### Exercise instructions
Every line with the word "index" in it should be extracted from the data that follows.

### Excerpted records

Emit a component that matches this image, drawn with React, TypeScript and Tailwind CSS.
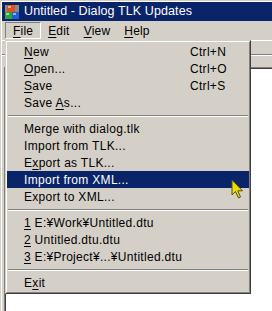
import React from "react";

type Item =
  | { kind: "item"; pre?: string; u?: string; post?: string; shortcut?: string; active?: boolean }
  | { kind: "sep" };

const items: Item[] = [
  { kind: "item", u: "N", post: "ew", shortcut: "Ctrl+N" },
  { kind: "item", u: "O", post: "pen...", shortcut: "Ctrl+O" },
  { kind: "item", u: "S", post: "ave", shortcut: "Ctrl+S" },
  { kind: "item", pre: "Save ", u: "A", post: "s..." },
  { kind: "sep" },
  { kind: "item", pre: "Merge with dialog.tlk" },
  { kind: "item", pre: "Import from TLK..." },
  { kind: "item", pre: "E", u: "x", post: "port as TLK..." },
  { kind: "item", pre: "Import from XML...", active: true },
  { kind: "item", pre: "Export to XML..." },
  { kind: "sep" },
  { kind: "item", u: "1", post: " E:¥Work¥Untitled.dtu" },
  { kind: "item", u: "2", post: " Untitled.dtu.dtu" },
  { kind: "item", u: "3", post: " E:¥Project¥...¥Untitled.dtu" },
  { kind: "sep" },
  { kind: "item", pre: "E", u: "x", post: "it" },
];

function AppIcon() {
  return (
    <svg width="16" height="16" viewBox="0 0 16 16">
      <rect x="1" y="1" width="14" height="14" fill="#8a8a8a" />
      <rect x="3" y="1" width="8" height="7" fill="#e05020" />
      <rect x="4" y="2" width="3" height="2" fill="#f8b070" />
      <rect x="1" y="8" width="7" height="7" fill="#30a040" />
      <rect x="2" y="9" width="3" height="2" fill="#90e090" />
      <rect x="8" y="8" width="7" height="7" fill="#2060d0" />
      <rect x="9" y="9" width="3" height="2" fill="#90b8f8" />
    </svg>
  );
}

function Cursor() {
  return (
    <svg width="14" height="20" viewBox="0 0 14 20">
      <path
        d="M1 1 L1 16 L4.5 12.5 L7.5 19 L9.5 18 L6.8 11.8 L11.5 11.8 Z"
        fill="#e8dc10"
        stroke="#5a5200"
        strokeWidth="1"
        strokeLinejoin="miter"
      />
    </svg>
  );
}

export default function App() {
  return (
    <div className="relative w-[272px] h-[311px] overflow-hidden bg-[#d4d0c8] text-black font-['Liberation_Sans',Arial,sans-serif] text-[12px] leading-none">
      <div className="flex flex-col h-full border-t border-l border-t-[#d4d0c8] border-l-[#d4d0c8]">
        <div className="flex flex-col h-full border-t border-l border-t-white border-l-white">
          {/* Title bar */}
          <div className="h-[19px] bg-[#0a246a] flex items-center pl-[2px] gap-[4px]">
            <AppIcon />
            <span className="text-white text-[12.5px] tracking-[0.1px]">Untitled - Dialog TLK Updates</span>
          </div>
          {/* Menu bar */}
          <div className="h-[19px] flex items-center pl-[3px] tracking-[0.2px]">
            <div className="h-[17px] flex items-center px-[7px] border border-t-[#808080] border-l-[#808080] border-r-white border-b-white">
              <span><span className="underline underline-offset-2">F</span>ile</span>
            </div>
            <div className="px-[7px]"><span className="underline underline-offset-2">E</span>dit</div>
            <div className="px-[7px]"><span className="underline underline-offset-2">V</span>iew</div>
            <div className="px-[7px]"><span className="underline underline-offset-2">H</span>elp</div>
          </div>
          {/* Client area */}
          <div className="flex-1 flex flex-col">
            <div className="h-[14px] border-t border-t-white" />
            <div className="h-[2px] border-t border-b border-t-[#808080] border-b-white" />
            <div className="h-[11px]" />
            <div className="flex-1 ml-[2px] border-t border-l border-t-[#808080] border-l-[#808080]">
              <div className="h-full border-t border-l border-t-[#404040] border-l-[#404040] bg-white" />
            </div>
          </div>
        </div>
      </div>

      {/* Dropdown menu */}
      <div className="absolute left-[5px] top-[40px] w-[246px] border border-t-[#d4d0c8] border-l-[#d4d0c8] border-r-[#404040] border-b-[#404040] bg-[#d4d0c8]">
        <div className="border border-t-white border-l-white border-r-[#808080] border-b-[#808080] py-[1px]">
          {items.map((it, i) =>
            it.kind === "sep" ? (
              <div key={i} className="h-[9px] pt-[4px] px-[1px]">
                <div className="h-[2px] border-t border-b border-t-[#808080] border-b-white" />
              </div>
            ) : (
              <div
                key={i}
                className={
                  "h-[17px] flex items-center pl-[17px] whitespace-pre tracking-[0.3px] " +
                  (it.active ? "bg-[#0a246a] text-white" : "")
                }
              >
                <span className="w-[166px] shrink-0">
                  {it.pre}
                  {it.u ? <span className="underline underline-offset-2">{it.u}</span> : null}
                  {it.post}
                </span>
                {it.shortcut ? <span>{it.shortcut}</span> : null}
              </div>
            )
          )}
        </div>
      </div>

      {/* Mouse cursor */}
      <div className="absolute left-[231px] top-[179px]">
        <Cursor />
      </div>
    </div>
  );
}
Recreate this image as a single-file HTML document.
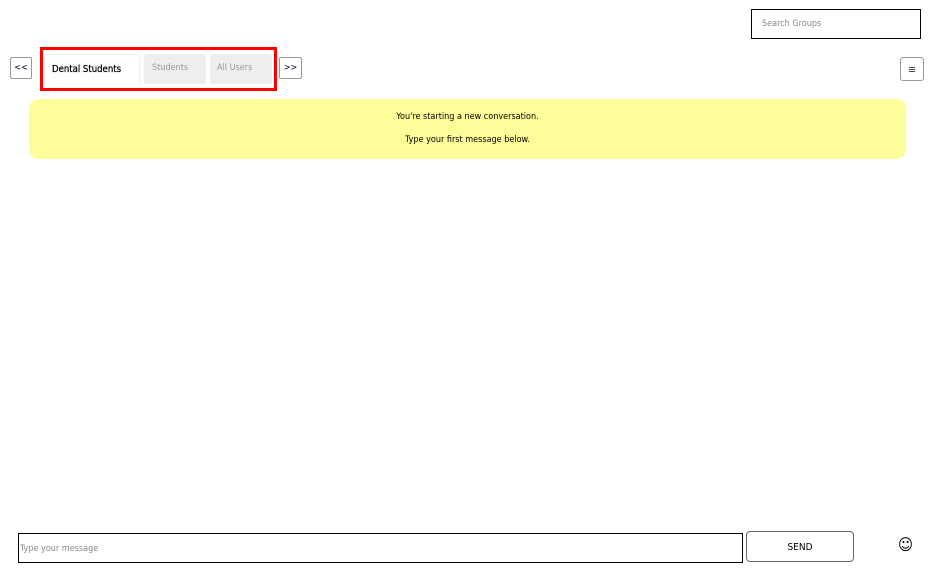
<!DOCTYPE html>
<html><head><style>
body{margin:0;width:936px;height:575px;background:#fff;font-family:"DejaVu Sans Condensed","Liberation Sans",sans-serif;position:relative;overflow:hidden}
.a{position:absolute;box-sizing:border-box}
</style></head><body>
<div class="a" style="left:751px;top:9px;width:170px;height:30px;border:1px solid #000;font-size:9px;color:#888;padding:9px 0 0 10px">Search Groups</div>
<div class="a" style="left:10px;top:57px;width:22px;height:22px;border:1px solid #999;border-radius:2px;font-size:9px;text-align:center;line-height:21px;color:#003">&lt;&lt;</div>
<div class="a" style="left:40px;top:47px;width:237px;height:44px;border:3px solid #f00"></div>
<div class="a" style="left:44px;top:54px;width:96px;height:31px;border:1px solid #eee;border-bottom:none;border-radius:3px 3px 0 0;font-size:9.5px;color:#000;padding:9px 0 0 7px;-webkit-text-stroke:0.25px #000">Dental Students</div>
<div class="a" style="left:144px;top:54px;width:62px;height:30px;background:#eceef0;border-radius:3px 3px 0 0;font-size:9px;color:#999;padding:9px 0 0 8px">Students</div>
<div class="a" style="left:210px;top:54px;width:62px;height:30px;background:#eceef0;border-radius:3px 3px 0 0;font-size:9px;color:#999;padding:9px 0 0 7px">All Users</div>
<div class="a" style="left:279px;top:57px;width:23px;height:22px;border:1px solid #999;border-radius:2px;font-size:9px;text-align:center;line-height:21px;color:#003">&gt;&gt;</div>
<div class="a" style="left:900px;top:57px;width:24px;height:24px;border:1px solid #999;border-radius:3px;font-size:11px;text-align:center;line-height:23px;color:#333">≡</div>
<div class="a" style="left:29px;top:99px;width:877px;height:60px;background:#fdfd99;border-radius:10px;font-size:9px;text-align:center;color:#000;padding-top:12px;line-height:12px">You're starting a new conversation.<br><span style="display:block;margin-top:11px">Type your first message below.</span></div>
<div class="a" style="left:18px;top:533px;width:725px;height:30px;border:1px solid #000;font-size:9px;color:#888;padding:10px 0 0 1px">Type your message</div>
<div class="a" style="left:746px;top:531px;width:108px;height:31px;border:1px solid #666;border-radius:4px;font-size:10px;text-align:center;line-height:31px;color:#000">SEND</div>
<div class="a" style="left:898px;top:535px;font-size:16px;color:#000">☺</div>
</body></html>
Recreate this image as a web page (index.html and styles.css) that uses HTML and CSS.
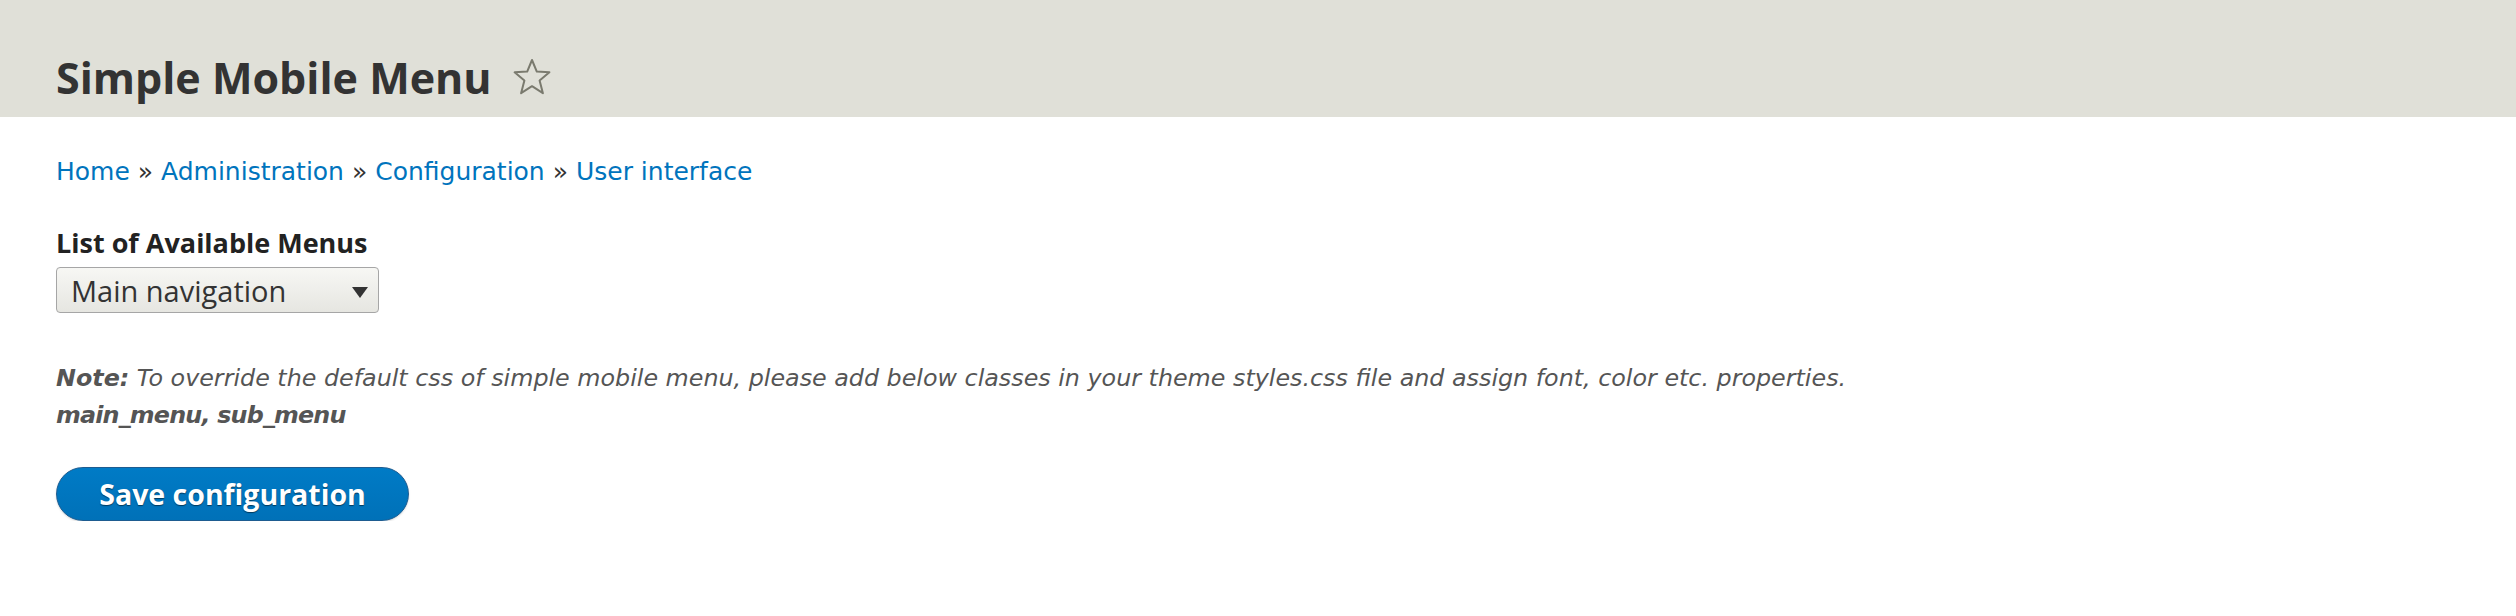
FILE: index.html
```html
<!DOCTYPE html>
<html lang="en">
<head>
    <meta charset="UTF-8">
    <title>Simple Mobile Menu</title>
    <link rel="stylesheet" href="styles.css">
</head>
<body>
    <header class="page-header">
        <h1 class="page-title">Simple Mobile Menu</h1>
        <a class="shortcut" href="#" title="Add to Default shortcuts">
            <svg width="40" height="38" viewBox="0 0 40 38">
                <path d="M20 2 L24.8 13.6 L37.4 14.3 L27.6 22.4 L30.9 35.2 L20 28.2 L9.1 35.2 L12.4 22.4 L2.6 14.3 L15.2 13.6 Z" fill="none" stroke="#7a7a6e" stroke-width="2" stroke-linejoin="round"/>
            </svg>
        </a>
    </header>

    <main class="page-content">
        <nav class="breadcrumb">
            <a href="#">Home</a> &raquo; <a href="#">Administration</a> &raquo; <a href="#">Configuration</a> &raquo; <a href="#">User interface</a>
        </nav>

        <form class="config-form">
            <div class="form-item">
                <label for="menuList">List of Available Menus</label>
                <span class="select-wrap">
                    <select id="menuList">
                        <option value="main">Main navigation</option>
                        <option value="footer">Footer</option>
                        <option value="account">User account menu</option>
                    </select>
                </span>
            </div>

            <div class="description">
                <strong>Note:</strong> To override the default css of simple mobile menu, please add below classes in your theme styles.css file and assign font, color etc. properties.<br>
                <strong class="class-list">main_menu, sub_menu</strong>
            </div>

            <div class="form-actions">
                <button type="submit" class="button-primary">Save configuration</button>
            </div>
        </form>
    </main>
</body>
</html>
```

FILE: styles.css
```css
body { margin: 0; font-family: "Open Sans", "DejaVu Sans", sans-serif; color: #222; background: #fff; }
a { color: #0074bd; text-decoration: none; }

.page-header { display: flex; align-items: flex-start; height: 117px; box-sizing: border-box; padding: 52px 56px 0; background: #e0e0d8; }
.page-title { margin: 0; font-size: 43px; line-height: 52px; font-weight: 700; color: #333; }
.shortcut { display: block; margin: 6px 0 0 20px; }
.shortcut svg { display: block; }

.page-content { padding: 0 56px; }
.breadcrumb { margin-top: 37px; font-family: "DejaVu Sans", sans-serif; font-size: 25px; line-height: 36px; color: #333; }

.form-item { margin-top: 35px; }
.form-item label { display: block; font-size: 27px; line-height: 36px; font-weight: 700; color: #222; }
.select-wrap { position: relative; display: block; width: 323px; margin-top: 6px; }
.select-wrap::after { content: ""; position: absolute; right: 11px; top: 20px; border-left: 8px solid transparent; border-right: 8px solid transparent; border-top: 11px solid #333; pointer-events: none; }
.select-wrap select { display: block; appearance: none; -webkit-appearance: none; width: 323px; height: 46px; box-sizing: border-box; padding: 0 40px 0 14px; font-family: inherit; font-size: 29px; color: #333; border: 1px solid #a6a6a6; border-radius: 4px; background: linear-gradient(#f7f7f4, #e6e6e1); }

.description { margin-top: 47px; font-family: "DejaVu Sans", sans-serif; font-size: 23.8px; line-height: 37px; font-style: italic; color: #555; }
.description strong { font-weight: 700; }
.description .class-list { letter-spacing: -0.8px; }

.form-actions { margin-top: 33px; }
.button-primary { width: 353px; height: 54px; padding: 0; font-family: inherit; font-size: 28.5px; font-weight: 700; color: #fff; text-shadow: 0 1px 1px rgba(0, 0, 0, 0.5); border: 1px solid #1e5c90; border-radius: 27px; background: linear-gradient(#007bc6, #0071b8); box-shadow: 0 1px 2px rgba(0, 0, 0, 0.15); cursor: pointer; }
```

### Solution for this problem
Recreate this image as a web page (index.html and styles.css) that uses HTML and CSS.
FILE: index.html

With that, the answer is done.